15. Mi loca costumbre me ha impulsado a escribir no sé cuántas cosas. De haber sido posible, hubiese querido que todas hubiesen llegado a tu paternidad para que las examinases .Pero ahora, dejando conmigo todo lo demás, te he enviado doce capítulos de la obra Contra los judíos y sólo una carta que hace poco envié a tu beatísimo hermano. El obispo Patroclo. Cuando tu venerable paternidad conozca las ideas y palabras que contiene, alarga a tu pequeñuelo, incapaz de seguir los pasos del padre, la piadosísima derecha de tu benignidad y favor y dígnate llevar sobre los hombros robustísimos de tus oraciones mi débil infancia, para que no decaiga del todo.

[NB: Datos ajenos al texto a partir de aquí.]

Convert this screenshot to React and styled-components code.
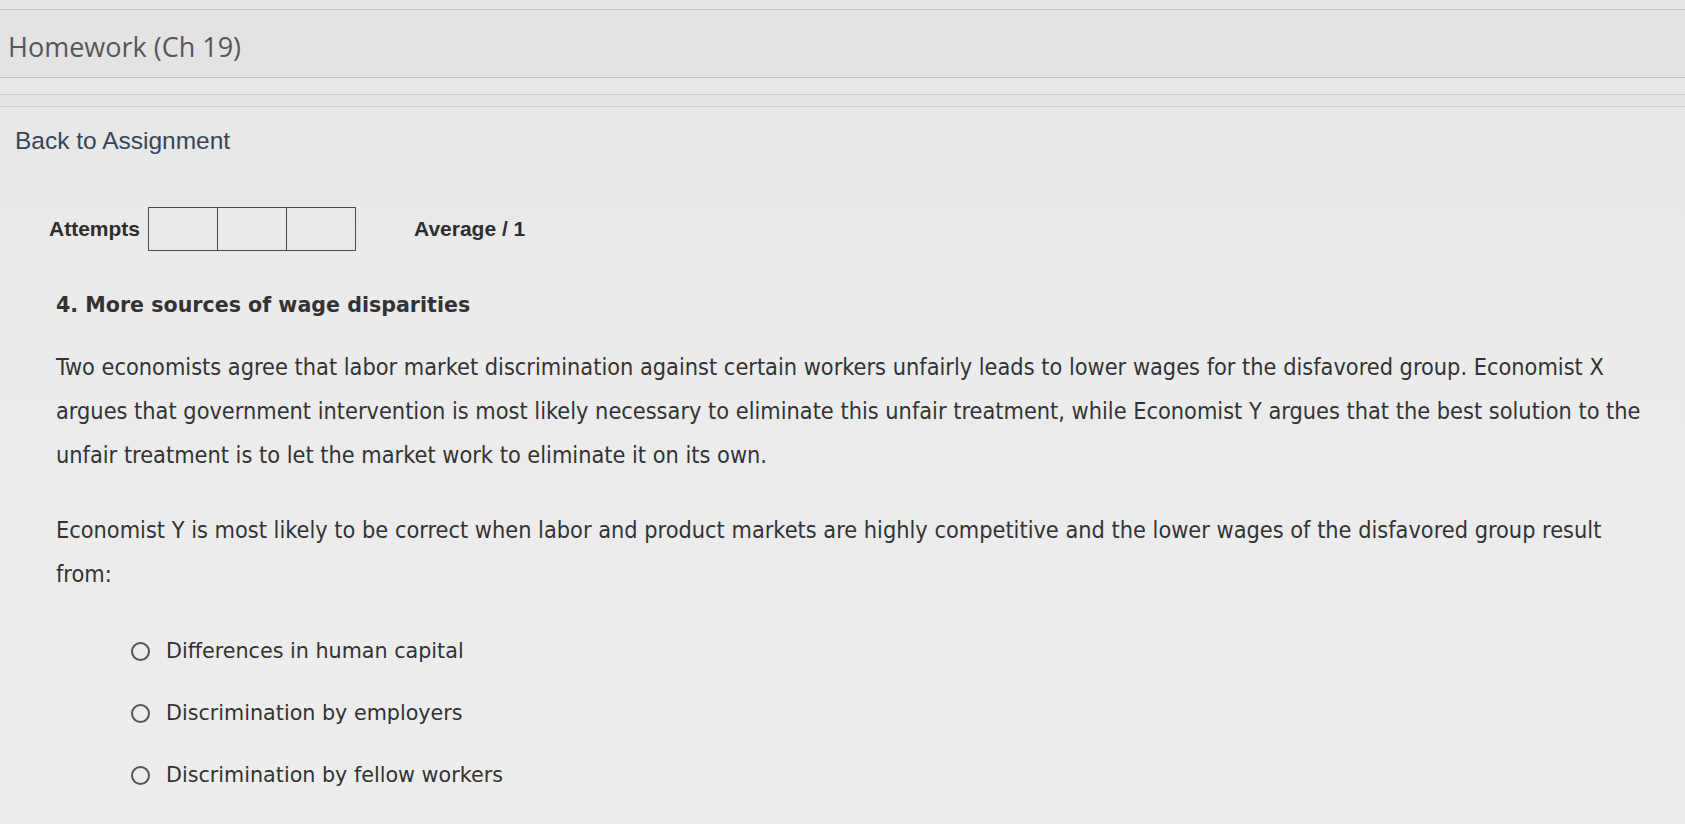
import React from "react";
import styled, { createGlobalStyle } from "styled-components";

const Global = createGlobalStyle`
  html, body { margin: 0; padding: 0; }
  body { background: #eaeaea; width: 1685px; height: 824px; overflow: hidden; }
`;

const Page = styled.div`
  width: 1685px;
  height: 824px;
  background: linear-gradient(180deg, #e6e6e6 0%, #ebebeb 40%, #ededed 100%);
  padding-top: 9px;
  box-sizing: border-box;
`;

const Header = styled.header`
  height: 69px;
  border-top: 1px solid #c9c9c9;
  border-bottom: 1px solid #c4c4c4;
  background: #e3e3e3;
  display: flex;
  align-items: center;
  padding: 6px 0 0 8px;
  box-sizing: border-box;
  font-family: "Open Sans", "Noto Sans", sans-serif;
  font-size: 27px;
  color: #575757;
`;

const Rule = styled.div`
  height: 0;
  border-top: 1px solid #cdcdcd;
  margin-top: ${(p) => p.$gap}px;
`;

const Band = styled.div`
  height: 11px;
  background: #e4e4e4;
`;

const Content = styled.main`
  padding: 19px 0 0 15px;
`;

const BackLink = styled.a`
  display: block;
  font-family: "Liberation Sans", Arial, sans-serif;
  font-size: 24.5px;
  line-height: 30px;
  color: #34475a;
  text-decoration: none;
`;

const AttemptsRow = styled.div`
  display: flex;
  align-items: center;
  margin: 51px 0 0 34px;
  font-family: "Liberation Sans", Arial, sans-serif;
  font-weight: bold;
  font-size: 21px;
  color: #2e2e2e;
`;

const Boxes = styled.div`
  display: flex;
  margin-left: 8px;
  border: 1px solid #4a4a4a;
`;

const Cell = styled.div`
  width: 68px;
  height: 42px;
  border-left: ${(p) => (p.$first ? "none" : "1px solid #4a4a4a")};
`;

const Average = styled.span`
  margin-left: 58px;
`;

const Question = styled.section`
  margin: 41px 0 0 41px;
  color: #333;
`;

const Title = styled.h2`
  margin: 0;
  font-family: "DejaVu Sans", Verdana, sans-serif;
  font-weight: bold;
  font-size: 20.6px;
  line-height: 26px;
  color: #333;
`;

const Para = styled.p`
  margin: ${(p) => p.$top}px 0 0 0;
  width: 1595px;
  font-family: "DejaVu Sans Condensed", "DejaVu Sans", sans-serif;
  font-stretch: condensed;
  font-size: 23.3px;
  line-height: 44px;
  color: #333;
`;

const Options = styled.div`
  margin: 44px 0 0 116px;
  display: flex;
  flex-direction: column;
  gap: 40px;
`;

const Option = styled.label`
  display: flex;
  align-items: center;
  font-family: "DejaVu Sans", Verdana, sans-serif;
  font-size: 20.7px;
  line-height: 22px;
  color: #333;
`;

const Radio = styled.span`
  width: 15px;
  height: 15px;
  border: 2px solid #555;
  border-radius: 50%;
  margin-right: 16px;
  flex: none;
`;

export default function App() {
  const options = [
    "Differences in human capital",
    "Discrimination by employers",
    "Discrimination by fellow workers",
  ];
  return (
    <>
      <Global />
      <Page>
        <Header>Homework (Ch 19)</Header>
        <Rule $gap={16} />
        <Band />
        <Rule $gap={0} />
        <Content>
          <BackLink href="#">Back to Assignment</BackLink>
          <AttemptsRow>
            Attempts
            <Boxes>
              <Cell $first />
              <Cell />
              <Cell />
            </Boxes>
            <Average>Average / 1</Average>
          </AttemptsRow>
          <Question>
            <Title>4. More sources of wage disparities</Title>
            <Para $top={27}>
              Two economists agree that labor market discrimination against certain workers unfairly leads to lower wages for the disfavored group. Economist X argues that government intervention is most likely necessary to eliminate this unfair treatment, while Economist Y argues that the best solution to the unfair treatment is to let the market work to eliminate it on its own.
            </Para>
            <Para $top={31}>
              Economist Y is most likely to be correct when labor and product markets are highly competitive and the lower wages of the disfavored group result from:
            </Para>
          </Question>
          <Options>
            {options.map((o) => (
              <Option key={o}>
                <Radio />
                {o}
              </Option>
            ))}
          </Options>
        </Content>
      </Page>
    </>
  );
}
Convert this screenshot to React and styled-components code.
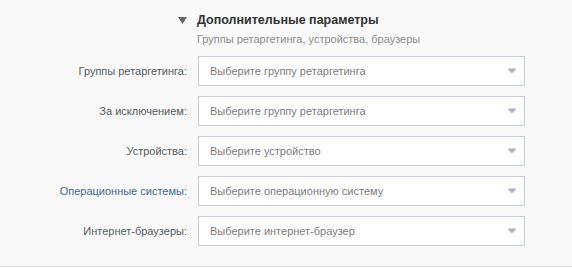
import React from "react";
import styled, { createGlobalStyle } from "styled-components";

const Global = createGlobalStyle`
  html, body { margin: 0; padding: 0; background: #ffffff; }
  body { font-family: "Liberation Sans", Arial, sans-serif; }
`;

const Panel = styled.div`
  box-sizing: border-box;
  width: 572px;
  height: 267px;
  background: #f9f9f9;
  border-bottom: 1px solid #e2e2e2;
  padding-top: 12px;
`;

const Header = styled.div`
  margin-left: 178px;
  display: flex;
  align-items: flex-start;
`;

const Toggle = styled.span`
  width: 19px;
  padding-top: 5px;
  display: flex;
  justify-content: flex-start;
`;

const HeaderText = styled.div`
  display: flex;
  flex-direction: column;
`;

const Title = styled.div`
  font-size: 12.5px;
  font-weight: bold;
  color: #333333;
  line-height: 17px;
`;

const Subtitle = styled.div`
  margin-top: 3px;
  font-size: 11px;
  color: #8c8c8c;
  line-height: 15px;
`;

const Form = styled.div`
  margin-top: 9px;
  display: grid;
  grid-template-columns: 187px 327px;
  column-gap: 11px;
  row-gap: 10px;
`;

const Label = styled.div`
  text-align: right;
  font-size: 11px;
  line-height: 30px;
  color: ${(p) => (p.$active ? "#45688e" : "#555a60")};
`;

const Select = styled.div`
  box-sizing: border-box;
  height: 30px;
  background: #ffffff;
  border: 1px solid #c7ccd3;
  display: flex;
  align-items: center;
  justify-content: space-between;
  padding: 0 7px 0 11px;
  font-size: 11px;
  color: #7c7c7c;
  cursor: pointer;
`;

const Arrow = () => (
  <svg width="10" height="6" viewBox="0 0 10 6">
    <path d="M0.5 0.5 H9.5 L5 5.5 Z" fill="#aab0bb" />
  </svg>
);

const Tri = () => (
  <svg width="9" height="7" viewBox="0 0 9 7">
    <path d="M0 0 H9 L4.5 7 Z" fill="#666666" />
  </svg>
);

const rows = [
  { label: "Группы ретаргетинга:", ph: "Выберите группу ретаргетинга" },
  { label: "За исключением:", ph: "Выберите группу ретаргетинга" },
  { label: "Устройства:", ph: "Выберите устройство" },
  { label: "Операционные системы:", ph: "Выберите операционную систему", active: true },
  { label: "Интернет-браузеры:", ph: "Выберите интернет-браузер" },
];

export default function App() {
  return (
    <>
      <Global />
      <Panel>
        <Header>
          <Toggle>
            <Tri />
          </Toggle>
          <HeaderText>
            <Title>Дополнительные параметры</Title>
            <Subtitle>Группы ретаргетинга, устройства, браузеры</Subtitle>
          </HeaderText>
        </Header>
        <Form>
          {rows.map((r, i) => (
            <React.Fragment key={i}>
              <Label $active={r.active}>{r.label}</Label>
              <Select>
                <span>{r.ph}</span>
                <Arrow />
              </Select>
            </React.Fragment>
          ))}
        </Form>
      </Panel>
    </>
  );
}
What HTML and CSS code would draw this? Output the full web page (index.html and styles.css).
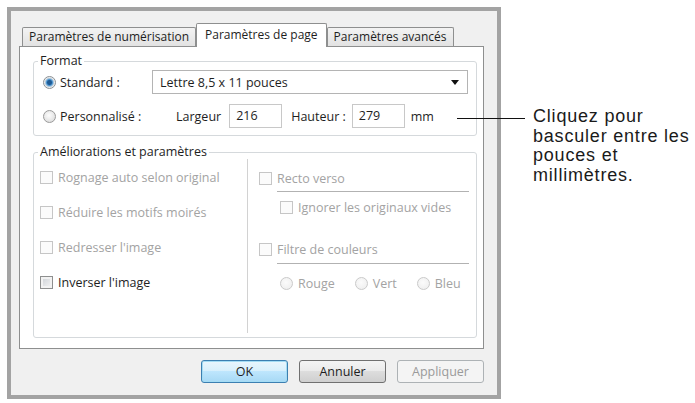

Si se me hubiese presentado la ocasión de un portador tal que pudiese merecer alguna confianza para que dialogase y discutiese esto contigo, hubiese querido, ante todo, enviarte también, aunque no lo he concluido, lo que me atrevo a escribir contra las cuestiones propuestas por Pelagio.
16. El año pasado nos llegó una carta de Zósimo, de feliz memoria, obispo de la ciudad de Roma. En ella, refutadas las cuestiones propuestas por Pelagio y Celestio, descubre, para que lo evitemos, su veneno mortífero. Tras leerla, aunque me hallo impedido por muchas angustias seculares, pero puesto en llamas por mi habitual furor por escribir, mi esfuerzo se centra en escribir ya el cuarto libro; sin embargo, me mantengo fiel a la norma de la dejadez, pues tengo en casa o sellado casi todo lo que he escrito contra Pelagio. Hallé además un argumento fortísimo en el que mi desidia encuentra un fuerte apoyo, para convencerme de algo extremadamente absurdo: que no debo leer todo aquello antes de haber escrito yo algo. De ese modo, por un juicio equivocado, tengo un miedo increíble a que tal vez otros dirijan el tortuoso ímpetu de mi mente. Pero, si podemos creer a los escritores como a padres que abrazan con suma ternura a lo que han engendrado, aunque se trate de algo fuera de lugar y deforme, me parece que voy a engendrar un Aquiles cuando a los demás les ofrezco un Tesites. Acuérdate de mí. ¡Que tu vida florezca siempre en Cristo, señor santo y padre beatísimo!